Tobacco Effect

The ways in which tobacco smoke affects the human body have been under extensive research and study for many years. Recent findings may explain why cigarettes are so addicting. An unknown component or part of tobacco smoke appears to destroy an important enzyme in the brain called monoamine oxsidase B (MOA B). The enzyme is essential in breaking down excess amounts of the chemical dopamine, a nerve cell messenger chemical and one that is involved in pleasure-seeking behaviour. Apparently smokers have low levels of MOA B and have exceptionally abnormal levels of dopamine, which most likely encourage the smoker to go for the more pleasure seeking things such as smoking, and sometimes experimenting with more mind altering drugs.
Recent research has focused on the effects of Environmental Tobacco Smoke (ETS). This is the effect of smoke in the atmosphere and the environment and how it affects the non-smokers. The United States Environmental Protection Agency (EPA) estimates that exposure to ETS, which contains all of the same toxic chemicals that the smoker inhales, causes 3000 cancer deaths a year in non-smokers. It can also provoke less serious diseases such as asthma, impaired blood circulation, bronchitis, and pneumonia.

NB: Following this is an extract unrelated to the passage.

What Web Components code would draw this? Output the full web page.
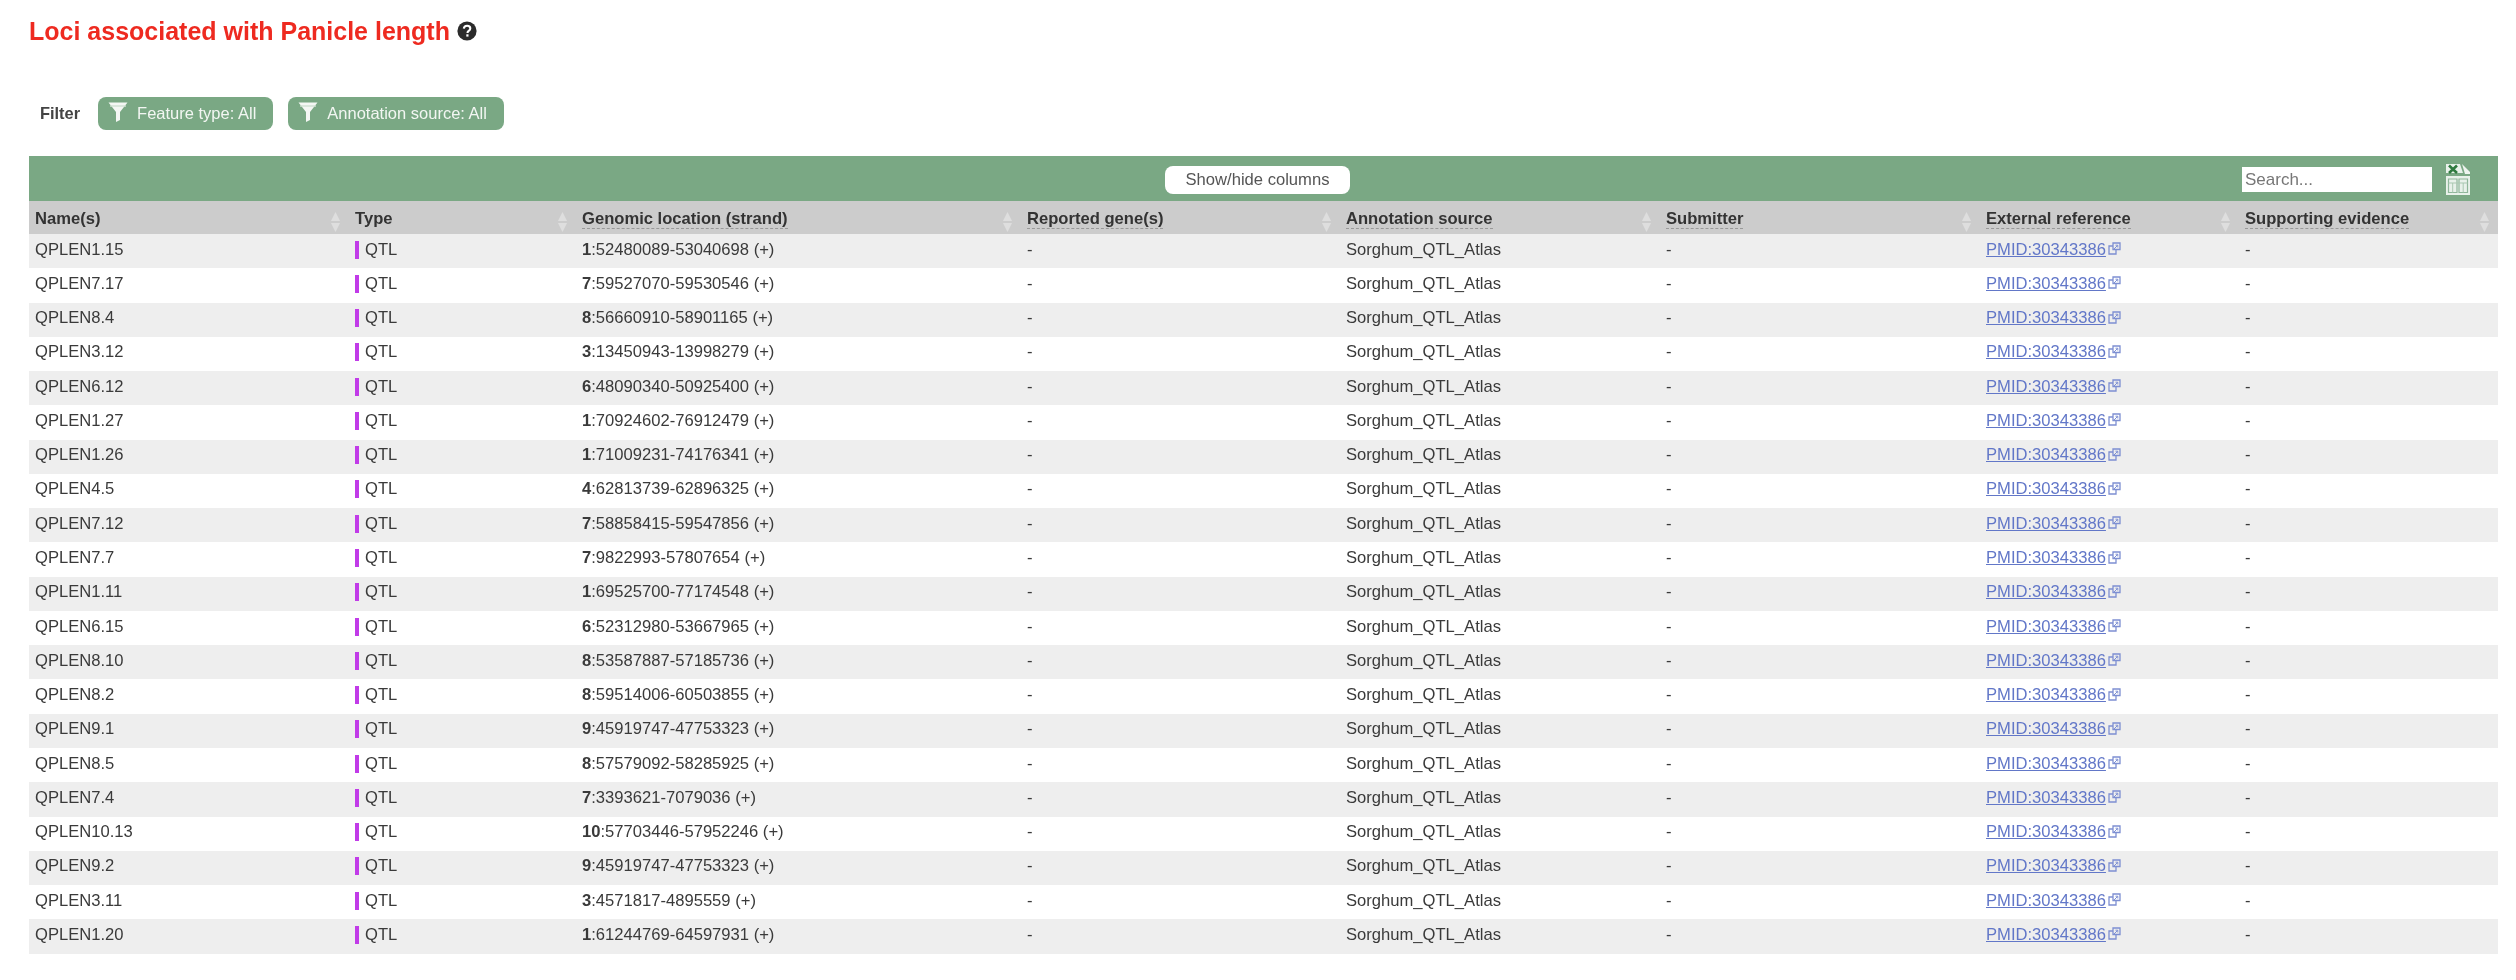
<!DOCTYPE html>
<html lang="en">
<head>
<meta charset="utf-8">
<title>Loci associated with Panicle length</title>
<style>
html,body{margin:0;padding:0;background:#fff;}
body{font-family:"Liberation Sans",Arial,sans-serif;font-size:16.6px;color:#333;}
</style>
</head>
<body>
<loci-page></loci-page>
<script>
const COLS='320px 227px 445px 319px 320px 320px 259px 259px';
function el(html){const t=document.createElement('template');t.innerHTML=html;return t;}

class HelpIcon extends HTMLElement{
  constructor(){super();this.attachShadow({mode:'open'}).innerHTML=`<style>:host{display:inline-flex;width:20px;height:20px}svg{display:block}</style>
  <svg width="20" height="20" viewBox="0 0 20 20"><circle cx="10" cy="10" r="9.6" fill="#2b2b2b"/><path d="M6.8 7.6c.2-1.9 1.5-2.9 3.3-2.9 1.9 0 3.2 1.1 3.2 2.7 0 1.3-.8 1.9-1.6 2.5-.8.6-1.2 1-1.2 2" fill="none" stroke="#fff" stroke-width="2.1"/><rect x="9.3" y="13.3" width="2.2" height="2.3" fill="#fff"/></svg>`;}
}
customElements.define('help-icon',HelpIcon);

class PageTitle extends HTMLElement{
  constructor(){super();this.attachShadow({mode:'open'}).innerHTML=`<style>
  :host{display:flex;height:97px;padding-bottom:51px;box-sizing:border-box;align-items:flex-end}
  h1{margin:0;font:bold 25px/30px "Liberation Sans",Arial,sans-serif;color:#ee2a20}
  help-icon{margin-bottom:5px}
  .wrap{display:flex;align-items:flex-end;gap:7px}
  </style><div class="wrap"><h1><slot></slot></h1><help-icon></help-icon></div>`;}
}
customElements.define('page-title',PageTitle);

class FilterChip extends HTMLElement{
  constructor(){super();this.attachShadow({mode:'open'}).innerHTML=`<style>
  :host{display:inline-flex;align-items:center;gap:9px;height:33px;box-sizing:border-box;padding:0 17px 0 10px;background:#7aa884;border-radius:8px;color:#f2f6f2;font-size:16.5px;white-space:nowrap}
  svg{display:block;margin-top:-4px}
  </style><svg width="20" height="20" viewBox="0 0 20 20"><path d="M0.5 0.5h19L12 10v8l-4 2v-10z" fill="#f4f7f4"/><path d="M2 4h16" stroke="#cfe0d2" stroke-width="1.4"/></svg><slot></slot>`;}
}
customElements.define('filter-chip',FilterChip);

class FilterBar extends HTMLElement{
  constructor(){super();this.attachShadow({mode:'open'}).innerHTML=`<style>
  :host{display:flex;align-items:center;height:33px;margin:0 0 26px 11px;color:#444}
  b{font-size:16.4px;margin-right:18px}
  .chips{display:flex;gap:15px}
  </style><b>Filter</b><div class="chips"><slot></slot></div>`;}
}
customElements.define('filter-bar',FilterBar);

class ExcelIcon extends HTMLElement{
  constructor(){super();this.attachShadow({mode:'open'}).innerHTML=`<style>:host{display:block;width:24px;height:31px}svg{display:block}</style>
  <svg width="24" height="31" viewBox="0 0 24 31"><path d="M0 12h24v19H0z" fill="#e8f1ea"/><path d="M2.5 15h8.5v13.5H2.5zM13 15h8.5v13.5H13z" fill="none" stroke="#8fb69a" stroke-width="1.2"/><path d="M2.5 19h19M6.7 19v9.5M17.2 19v9.5" stroke="#a9c7b1" stroke-width="1"/><path d="M0 0h14l3 9H0z" fill="#e8f1ea"/><path d="M3 1.5l8 7.5M11 1.5L3 9" stroke="#2f7a3f" stroke-width="2.6"/><path d="M16 0l8 8v2h-5z" fill="#eef4ef"/></svg>`;}
}
customElements.define('excel-icon',ExcelIcon);

class TableBar extends HTMLElement{
  constructor(){super();this.attachShadow({mode:'open'}).innerHTML=`<style>
  :host{display:grid;grid-template-columns:1136px 185px 1fr;align-items:center;height:44.5px;background:#7aa884;box-sizing:border-box}
  button{grid-column:2;height:28px;margin-top:3.5px;border:0;border-radius:8px;background:#fff;color:#555;font:16.6px "Liberation Sans",Arial,sans-serif;padding:0}
  .r{grid-column:3;display:flex;justify-content:flex-end;align-items:center;gap:14px;padding-right:28px}
  input{width:190px;height:25px;box-sizing:border-box;border:0;margin:3px 0 0;padding:0 3px;background:#fff;font:17px "Liberation Sans",Arial,sans-serif;color:#555}
  input::placeholder{color:#777;opacity:1}
  excel-icon{margin-top:2px}
  </style><button type="button">Show/hide columns</button><div class="r"><input placeholder="Search..."><excel-icon></excel-icon></div>`;}
}
customElements.define('table-bar',TableBar);

class HeadCell extends HTMLElement{
  constructor(){super();this.attachShadow({mode:'open'}).innerHTML=`<style>
  :host{display:flex;align-items:center;justify-content:space-between;padding:0 8px 0 6px;font-weight:bold;color:#333;white-space:nowrap;min-width:0}
  span{line-height:18px;margin-top:4px}
  :host([tip]) span{border-bottom:1px dashed #999}
  svg{display:block;flex:none;margin-top:9px}
  </style><span><slot></slot></span><svg width="11" height="20" viewBox="0 0 11 20"><path d="M5.5 0L10 9H1z" fill="#dedede"/><path d="M1 11h9l-4.5 9z" fill="#dedede"/></svg>`;}
}
customElements.define('head-cell',HeadCell);

class TableHead extends HTMLElement{
  constructor(){super();this.attachShadow({mode:'open'}).innerHTML=`<style>
  :host{display:grid;grid-template-columns:${COLS};height:33.5px;background:#ccc}
  </style><slot></slot>`;}
}
customElements.define('table-head',TableHead);

class ExtLink extends HTMLElement{
  constructor(){super();this.attachShadow({mode:'open'}).innerHTML=`<style>
  :host{display:inline-flex;align-items:center;gap:2px;color:#6277c8}
  a{color:inherit;text-decoration:underline}
  svg{display:block;margin-top:-2px}
  </style><a href="#"><slot></slot></a><svg width="13" height="13" viewBox="0 0 13 13" fill="none" stroke="#7d8fd2" stroke-width="1.3"><path d="M5 1h7v6.5H5z"/><path d="M5 4H1v8h7V8"/><path d="M6 7l3.5-3.5M7.5 3.2h2.3v2.3" stroke-width="1"/></svg>`;}
}
customElements.define('ext-link',ExtLink);

const rowT=el(`<style>
:host{display:grid;grid-template-columns:${COLS};align-items:center;height:34.28px;box-sizing:border-box;padding-bottom:3px;background:#fff;color:#3a3a3a;white-space:nowrap}
:host(:nth-child(odd)){background:#eee}
.c{padding-left:6px}
.t{display:flex;align-items:center;gap:6px}
.bar{width:4px;height:18px;background:#c13be8;flex:none}
</style>
<div class="c n"></div>
<div class="c t"><i class="bar"></i><span>QTL</span></div>
<div class="c"><b class="ch"></b><span class="loc"></span></div>
<div class="c">-</div>
<div class="c">Sorghum_QTL_Atlas</div>
<div class="c">-</div>
<div class="c"><ext-link>PMID:30343386</ext-link></div>
<div class="c">-</div>`);
class LociRow extends HTMLElement{
  constructor(){super();this.attachShadow({mode:'open'}).appendChild(rowT.content.cloneNode(true));}
  connectedCallback(){
    const s=this.shadowRoot,[c,r]=this.getAttribute('loc').split(':');
    s.querySelector('.n').textContent=this.getAttribute('name');
    s.querySelector('.ch').textContent=c;
    s.querySelector('.loc').textContent=':'+r+' (+)';
  }
}
customElements.define('loci-row',LociRow);

class LociTable extends HTMLElement{
  constructor(){super();this.attachShadow({mode:'open'}).innerHTML=`<style>:host{display:block;width:2469px}</style><slot></slot>`;}
}
customElements.define('loci-table',LociTable);

const DATA=[['QPLEN1.15','1:52480089-53040698'],['QPLEN7.17','7:59527070-59530546'],['QPLEN8.4','8:56660910-58901165'],['QPLEN3.12','3:13450943-13998279'],['QPLEN6.12','6:48090340-50925400'],['QPLEN1.27','1:70924602-76912479'],['QPLEN1.26','1:71009231-74176341'],['QPLEN4.5','4:62813739-62896325'],['QPLEN7.12','7:58858415-59547856'],['QPLEN7.7','7:9822993-57807654'],['QPLEN1.11','1:69525700-77174548'],['QPLEN6.15','6:52312980-53667965'],['QPLEN8.10','8:53587887-57185736'],['QPLEN8.2','8:59514006-60503855'],['QPLEN9.1','9:45919747-47753323'],['QPLEN8.5','8:57579092-58285925'],['QPLEN7.4','7:3393621-7079036'],['QPLEN10.13','10:57703446-57952246'],['QPLEN9.2','9:45919747-47753323'],['QPLEN3.11','3:4571817-4895559'],['QPLEN1.20','1:61244769-64597931']];

class LociPage extends HTMLElement{
  constructor(){super();
    const rows=DATA.map(d=>`<loci-row name="${d[0]}" loc="${d[1]}"></loci-row>`).join('');
    this.attachShadow({mode:'open'}).innerHTML=`<style>
    :host{display:block;padding:0 18px 0 29px;height:980px;box-sizing:border-box;overflow:hidden;filter:blur(.6px)}
    </style>
    <page-title>Loci associated with Panicle length</page-title>
    <filter-bar><filter-chip>Feature type: All</filter-chip><filter-chip>Annotation source: All</filter-chip></filter-bar>
    <table-bar></table-bar>
    <table-head>
      <head-cell>Name(s)</head-cell><head-cell>Type</head-cell><head-cell tip>Genomic location (strand)</head-cell><head-cell tip>Reported gene(s)</head-cell><head-cell tip>Annotation source</head-cell><head-cell tip>Submitter</head-cell><head-cell tip>External reference</head-cell><head-cell tip>Supporting evidence</head-cell>
    </table-head>
    <loci-table>${rows}</loci-table>`;}
}
customElements.define('loci-page',LociPage);
</script>
</body>
</html>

5 Facts About Children And Tobacco Use
1)Everyday more than 3000 adolescents (in the United States) smoke their first cigarette, taking the first big step to becoming regular smokers. One-third of these “new” smokers will eventually die of a tobacco related disease. 2) Forty percent of all teenagers who have tried to quit smoking have failed. 3) Smoking is one of those addictions that you get before you reach adulthood (18 years). 89% of all people who have ever smoke started doing it before they reached the age of 18. Barely anyone starts to smoke after that age (adulthood). 4) 70% of adolescent smokers wish that they hadn’t started and have tried to quit but did not succeed. 5) More than 80% of adolescent smokers who smoke more than a pack.